Backdoors as a service represent a significant national security threat to the United States. Ransomware has mostly been limited in its aims with monetary compensation the primary goal. The criminals behind these actions have generally not sought to harm users or degrade critical infrastructure. This is why many ransomware groups have begun establishing a reputation as easy to negotiate with and reliable to ensure their victims pay their ransoms. Selling backdoors on the other hand gives the buyers the capability to cause much more damage. There are a variety of actors such as terrorists and intelligence agencies who will happily exploit backdoors as a service, and with recent breaches like Solarwinds attributed to foreign nation-states cyberattacks are becoming inextricably linked to geo-politics. Countries are increasingly turning to cyberspace to pursue their aims and third-party code is making this easier than ever. If the growth in backdoors truly leads to a marketplace for these exploits entities that wish the U.S. harm can easily compromise critical infrastructure and sensitive information from government systems. As this rapid growth in malware from third-party code continues backdoors as a service become a much more viable and impactful threat.

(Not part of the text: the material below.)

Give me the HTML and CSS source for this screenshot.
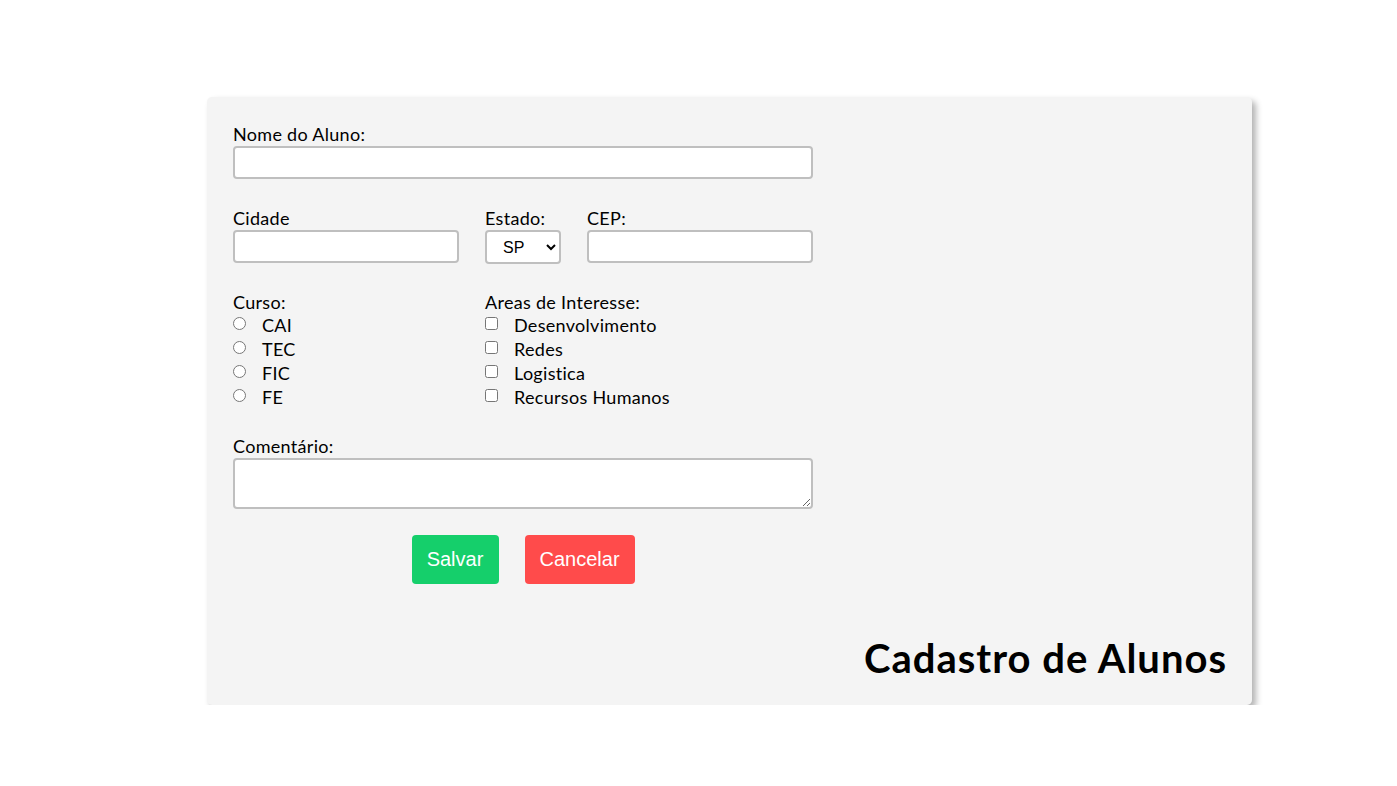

Much of the U.S. critical infrastructure is owned and operated by private companies. Data breach and privacy laws remain fractured and inconsistent offering no easy standard for coordination. Further, reports by the Senate Committee on Homeland Security and Governmental Affairs have consistently found that government agencies’ cybersecurity measures require significant improvement. These lapses include a failure to protect personally identifiable information or install security patches introducing a variety of security risks that threaten their operation. This leaves all of these organizations and governmental entities dangerously exposed to the risk of third-party code and backdoors. If this is left unchecked the possibility of backdoors as a service will increase and threaten to substantially undermine national security.